The Big Question: Should the U.S. help with Greece’s bailout?
Bernie Quigley, Pundits Blog Contributor, said:
No. The IMF, The World Bank, the Clintonization of the world are ideas that time has passed by. Decentralization is the rising forum here, there and everywhere. In economic reality world there are new countries – China, Israel and India, for example – and old countries like Greece and England. The old are finishing off long arcs of irrelevance. It is especially hard to see how relevant Greece has been to globalization except as a resting place for rich New Yorkers. The new people have new energies; the old are tagging along. Greece should be its own place with its own currency and its own way about itself. And so should everyone. Let the Germans be Germans and the Greeks be Greeks.
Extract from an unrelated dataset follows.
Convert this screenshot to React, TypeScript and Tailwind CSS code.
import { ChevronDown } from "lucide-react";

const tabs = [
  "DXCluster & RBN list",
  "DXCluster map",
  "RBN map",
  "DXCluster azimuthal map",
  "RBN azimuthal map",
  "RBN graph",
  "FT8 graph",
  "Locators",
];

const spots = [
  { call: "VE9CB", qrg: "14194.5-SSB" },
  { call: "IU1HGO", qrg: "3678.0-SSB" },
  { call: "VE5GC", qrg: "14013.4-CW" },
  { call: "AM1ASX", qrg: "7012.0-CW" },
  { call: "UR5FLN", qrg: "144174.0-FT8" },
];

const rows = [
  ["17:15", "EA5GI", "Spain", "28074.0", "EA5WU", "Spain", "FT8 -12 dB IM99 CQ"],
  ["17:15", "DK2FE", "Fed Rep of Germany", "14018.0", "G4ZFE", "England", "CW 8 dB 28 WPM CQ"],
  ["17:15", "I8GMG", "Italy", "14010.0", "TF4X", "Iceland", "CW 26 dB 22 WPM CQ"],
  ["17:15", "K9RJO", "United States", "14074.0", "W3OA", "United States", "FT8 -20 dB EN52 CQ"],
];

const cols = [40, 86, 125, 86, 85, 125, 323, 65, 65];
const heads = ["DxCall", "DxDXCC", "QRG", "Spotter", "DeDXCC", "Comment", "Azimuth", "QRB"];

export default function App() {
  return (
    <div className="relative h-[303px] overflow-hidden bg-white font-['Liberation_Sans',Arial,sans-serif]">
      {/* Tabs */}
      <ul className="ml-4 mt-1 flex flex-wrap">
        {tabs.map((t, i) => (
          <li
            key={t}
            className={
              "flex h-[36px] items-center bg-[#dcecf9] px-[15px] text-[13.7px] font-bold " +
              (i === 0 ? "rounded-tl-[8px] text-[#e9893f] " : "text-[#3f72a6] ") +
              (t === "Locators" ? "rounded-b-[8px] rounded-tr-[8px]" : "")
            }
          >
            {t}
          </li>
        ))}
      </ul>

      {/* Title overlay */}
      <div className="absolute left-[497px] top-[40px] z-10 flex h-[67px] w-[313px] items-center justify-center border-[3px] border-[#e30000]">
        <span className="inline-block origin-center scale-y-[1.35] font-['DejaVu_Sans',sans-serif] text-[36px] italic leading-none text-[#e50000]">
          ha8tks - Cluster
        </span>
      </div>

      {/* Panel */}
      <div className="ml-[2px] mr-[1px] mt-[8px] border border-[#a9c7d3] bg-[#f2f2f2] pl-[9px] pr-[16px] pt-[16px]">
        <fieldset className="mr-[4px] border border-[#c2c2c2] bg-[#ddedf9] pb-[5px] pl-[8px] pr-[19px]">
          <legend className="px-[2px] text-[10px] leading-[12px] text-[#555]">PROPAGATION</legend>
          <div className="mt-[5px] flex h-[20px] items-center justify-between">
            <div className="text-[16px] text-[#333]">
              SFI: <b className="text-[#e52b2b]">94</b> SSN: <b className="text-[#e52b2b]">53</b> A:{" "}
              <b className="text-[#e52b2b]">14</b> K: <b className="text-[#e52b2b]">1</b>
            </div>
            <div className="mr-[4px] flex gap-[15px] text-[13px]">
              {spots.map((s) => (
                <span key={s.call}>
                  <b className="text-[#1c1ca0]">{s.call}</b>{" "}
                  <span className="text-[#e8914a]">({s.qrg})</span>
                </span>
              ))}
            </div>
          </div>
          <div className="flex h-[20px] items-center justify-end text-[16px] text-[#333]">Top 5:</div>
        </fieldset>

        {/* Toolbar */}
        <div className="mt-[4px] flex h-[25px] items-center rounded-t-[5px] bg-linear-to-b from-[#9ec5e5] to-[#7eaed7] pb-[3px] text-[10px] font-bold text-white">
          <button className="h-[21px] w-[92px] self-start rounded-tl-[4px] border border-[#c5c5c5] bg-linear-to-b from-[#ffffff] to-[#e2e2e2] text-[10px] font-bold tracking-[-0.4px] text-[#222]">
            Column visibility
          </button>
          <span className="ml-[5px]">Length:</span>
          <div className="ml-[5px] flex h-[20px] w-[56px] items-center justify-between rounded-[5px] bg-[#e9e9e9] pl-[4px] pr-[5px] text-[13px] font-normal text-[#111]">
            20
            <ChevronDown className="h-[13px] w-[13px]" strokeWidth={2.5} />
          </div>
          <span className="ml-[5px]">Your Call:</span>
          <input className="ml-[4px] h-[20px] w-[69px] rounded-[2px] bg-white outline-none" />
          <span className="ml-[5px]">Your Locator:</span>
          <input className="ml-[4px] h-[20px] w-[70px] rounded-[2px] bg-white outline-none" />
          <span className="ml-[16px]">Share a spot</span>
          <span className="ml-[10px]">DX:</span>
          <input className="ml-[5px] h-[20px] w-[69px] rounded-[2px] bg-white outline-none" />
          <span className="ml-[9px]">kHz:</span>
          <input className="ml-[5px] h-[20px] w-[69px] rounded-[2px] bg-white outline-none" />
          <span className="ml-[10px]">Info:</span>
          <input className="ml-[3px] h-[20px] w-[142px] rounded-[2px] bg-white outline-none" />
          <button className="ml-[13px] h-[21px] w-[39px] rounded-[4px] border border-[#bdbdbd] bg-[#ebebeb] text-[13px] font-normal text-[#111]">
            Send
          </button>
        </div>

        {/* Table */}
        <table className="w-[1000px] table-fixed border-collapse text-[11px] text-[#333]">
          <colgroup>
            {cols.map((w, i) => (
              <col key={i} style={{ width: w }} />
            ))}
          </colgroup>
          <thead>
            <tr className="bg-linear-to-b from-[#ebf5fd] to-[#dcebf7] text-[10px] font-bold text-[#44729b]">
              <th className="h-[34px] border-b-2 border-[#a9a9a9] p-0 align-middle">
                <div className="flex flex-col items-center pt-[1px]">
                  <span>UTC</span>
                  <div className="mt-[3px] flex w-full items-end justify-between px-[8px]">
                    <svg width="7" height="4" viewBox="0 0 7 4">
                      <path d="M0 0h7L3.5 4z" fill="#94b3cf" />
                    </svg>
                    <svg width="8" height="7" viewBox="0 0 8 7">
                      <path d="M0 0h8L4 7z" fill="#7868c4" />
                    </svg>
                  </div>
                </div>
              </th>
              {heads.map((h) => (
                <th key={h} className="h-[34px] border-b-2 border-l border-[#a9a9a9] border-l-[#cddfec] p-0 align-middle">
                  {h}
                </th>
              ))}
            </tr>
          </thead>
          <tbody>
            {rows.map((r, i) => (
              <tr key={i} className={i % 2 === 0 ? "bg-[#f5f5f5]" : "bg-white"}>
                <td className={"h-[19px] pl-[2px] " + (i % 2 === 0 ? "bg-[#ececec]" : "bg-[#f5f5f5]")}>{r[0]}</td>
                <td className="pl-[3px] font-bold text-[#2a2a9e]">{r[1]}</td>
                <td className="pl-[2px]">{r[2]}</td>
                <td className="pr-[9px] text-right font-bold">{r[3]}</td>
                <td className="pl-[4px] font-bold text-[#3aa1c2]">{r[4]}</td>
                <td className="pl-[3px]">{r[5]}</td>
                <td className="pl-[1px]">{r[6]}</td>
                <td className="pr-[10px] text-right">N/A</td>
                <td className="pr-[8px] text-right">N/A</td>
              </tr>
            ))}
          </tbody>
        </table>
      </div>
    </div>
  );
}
EU was always destined to be a poor knock off of the U.S. The very idea of globalization is simply a theme of the Americanization of the world since post-war victory in Europe and Japan. Time’s up. New century rising.
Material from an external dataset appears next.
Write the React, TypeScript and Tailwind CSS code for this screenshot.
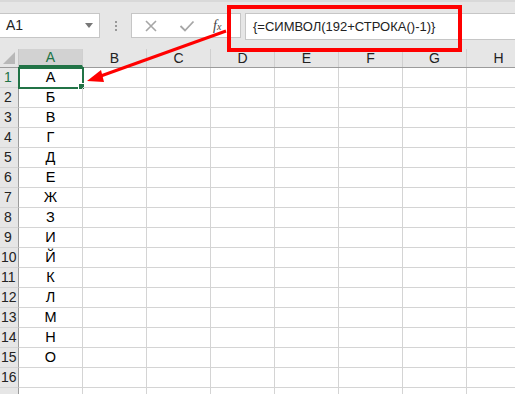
import React from 'react';

const cols = ['A', 'B', 'C', 'D', 'E', 'F', 'G', 'H'];
const letters = ['А', 'Б', 'В', 'Г', 'Д', 'Е', 'Ж', 'З', 'И', 'Й', 'К', 'Л', 'М', 'Н', 'О'];
const rows = Array.from({ length: 17 }, (_, i) => i + 1);

const font = { fontFamily: '"Liberation Sans", Arial, sans-serif' };

const Toolbar = () => (
    <div className="h-[49px] bg-[#e6e6e6] border-t-2 border-[#d9d9d9] flex items-start pt-[11px]">
        <div className="w-[100px] h-[25px] bg-white border border-l-0 border-[#c6c6c6] flex items-center justify-between pl-[6px] pr-[6px]">
            <span className="text-[14px] text-[#222]">A1</span>
            <span className="w-0 h-0 border-l-[4px] border-r-[4px] border-t-[5px] border-l-transparent border-r-transparent border-t-[#777]" />
        </div>
        <div className="w-[31px] h-[25px] flex flex-col items-center justify-center gap-[2px]">
            <span className="w-[2px] h-[2px] bg-[#999]" />
            <span className="w-[2px] h-[2px] bg-[#999]" />
            <span className="w-[2px] h-[2px] bg-[#999]" />
        </div>
        <div className="w-[110px] h-[25px] bg-white border border-[#c6c6c6] flex items-center">
            <svg width="14" height="14" viewBox="0 0 14 14" className="ml-[12px]">
                <path d="M2 2 L12 12 M12 2 L2 12" stroke="#a6a6a6" strokeWidth="1.6" />
            </svg>
            <svg width="16" height="14" viewBox="0 0 16 14" className="ml-[21px]">
                <path d="M1.5 7 L6 11.5 L14.5 2.5" stroke="#a6a6a6" strokeWidth="1.8" fill="none" />
            </svg>
            <span className="ml-[18px] text-[14px] italic text-[#444]" style={{ fontFamily: '"Liberation Serif", serif' }}>
                f<span className="text-[10px]">x</span>
            </span>
        </div>
        <div className="ml-[4px] flex-1 h-[27px] bg-white border border-r-0 border-[#c6c6c6] flex items-center pl-[7px]">
            <span className="text-[13px] text-[#222]">{'{=СИМВОЛ(192+СТРОКА()-1)}'}</span>
        </div>
    </div>
);

const Grid = () => (
    <div className="flex flex-col">
        <div className="flex h-[19px] bg-[#e6e6e6] border-b border-[#9b9b9b]">
            <div className="w-[19px] shrink-0 border-r border-[#c6c6c6] flex items-end justify-end pr-[3px] pb-[3px]">
                <svg width="12" height="12" viewBox="0 0 12 12">
                    <path d="M12 0 L12 12 L0 12 Z" fill="#b8b8b8" />
                </svg>
            </div>
            {cols.map((c) => (
                <div
                    key={c}
                    className={
                        'w-[64px] shrink-0 border-r border-[#cfcfcf] flex items-center justify-center text-[14px] ' +
                        (c === 'A' ? 'bg-[#d2d2d2] text-[#217346] border-b-2 border-b-[#217346]' : 'text-[#222]')
                    }
                >
                    {c}
                </div>
            ))}
        </div>
        {rows.map((r) => (
            <div key={r} className="flex h-[20px]">
                <div
                    className={
                        'w-[19px] shrink-0 bg-[#e6e6e6] border-r border-[#9b9b9b] border-b border-b-[#d4d4d4] flex items-center pl-[1px] text-[14px] ' +
                        (r === 1 ? 'bg-[#d2d2d2] text-[#217346]' : 'text-[#222]')
                    }
                >
                    {r < 17 && <span className={r < 10 ? 'pl-[3px]' : ''}>{r}</span>}
                </div>
                {cols.map((c) => (
                    <div key={c} className="relative w-[64px] shrink-0 border-r border-b border-[#d4d4d4] flex items-center justify-center text-[14.5px] text-black">
                        {c === 'A' && letters[r - 1]}
                        {c === 'A' && r === 1 && (
                            <>
                                <div className="absolute -left-[1px] -top-[1px] w-[66px] h-[22px] border-2 border-[#217346]" />
                                <div className="absolute -right-[3px] -bottom-[3px] w-[7px] h-[7px] bg-[#217346] border border-white" />
                            </>
                        )}
                    </div>
                ))}
            </div>
        ))}
    </div>
);

export default function App() {
    return (
        <div className="relative w-[515px] h-[394px] overflow-hidden bg-white" style={font}>
            <Toolbar />
            <Grid />
            <div className="absolute left-[227px] top-[5px] w-[235px] h-[47px] border-4 border-[#ff0000]" />
            <svg className="absolute left-0 top-0" width="515" height="394" viewBox="0 0 515 394">
                <line x1="226" y1="31" x2="98" y2="77" stroke="#ff0000" strokeWidth="3" />
                <path d="M87 81 L101 70 L104 82 Z" fill="#ff0000" />
            </svg>
        </div>
    );
}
Dean Baker, co-director of the Center for Economic and Policy Research, said:
Yes, but the condition should be that Greece gets out of the euro. Greece’s biggest problem is not its budget deficit, it’s that it can’t compete given its current wage and price structure. It can either adjust through a very long and painful process of deflation or it can adjust by devaluing its currency. The latter requires leaving the euro. It simple, easy, and fun. (OK, maybe not, but it sure beats a decade of double-digit unemployment.)
Peter Navarro, professor of economics and public policy at U.C. Irvine, said:
Don’t even go there. We’ve got huge budget deficits, and this is the eurozone’s problem. Any “U.S. support” would really be funded by our mortgage banker, the Chinese…
John F. McManus, president of The John Birch Society, said:
Let me re-phrase the question.
Should a nation already possessing the largest indebtedness in the history of the world bail out some other nation from its profligacy?
The answer has to be NO.
There is a great deal of discussion today about Obamacare, cap and trade, illegal immigration, energy dependence, and more. But the issue that should be uppermost on the minds of any American who wants this nation to continue as an independent entity should be our government’s catastrophic indebtedness.
The Obama administration admits the current fiscal year’s shortfall will greatly exceed $1 trillion. This will duplicate or exceed last year’s red ink total. We are allowing our government to mortgage the future for today’s children (and ourselves). Independence is on the line and current leaders are doing nothing to block the loss of sovereignty. Instead, they are assuring that the day of reckoning will be sooner.
That anyone would even consider bailing out Greece disqualifies him or her from being consulted for input in any decision-making.
Justin Raimondo, editorial director of Antiwar.com, said:
Put another way: Is Greece too big to fail?
We are being blackmailed once again. Remember it was the bank(sters) who railed that if we didn’t give them multi-billions they’d take the rest of us down with them, and this time they’re saying exactly the same thing. Yet the bad loans made by these banks will have to be sweated out of the economy somehow, by someone, sooner or later — why not now?
The US is in no position to bail out anyone. Those dominoes are falling, whether we like it or not: all we can do is postpone the day of reckoning. Borrow and spend, borrow and spend — it has to come to an end. Because you have to ask yourself this question: Who will bail US out? The Chinese? Don’t bet on it.
The Obama administration will be sorely tempted to monetize the US debt, i.e. print money in such quantities that the problem is “solved,” albeit very temporarily. But this will merely make things worse: We’ll get hyper-inflation, Weimar-style. And then — watch out.
Damon N. Spiegel, entrepreneur and writer, said:
Absolutely not. It is time for the United States to focus on it’s own economic health. If the United States ignores the consequences of our current fiscal irresponsibility we will find ourselves in the same position that Greece faces today. In addition, if and when the United States falls into an economic tornado if despair who is going to come to our rescue?
It is time for the bailouts to cease. Sovereign nations need to let free markets correct themselves. Bailouts are no different enablers…the problem won’t go away.
I feel for Greece and I feel for those that are suffering the pain of economic mismanagement but it is time for those to take responsibility for their own misguided actions.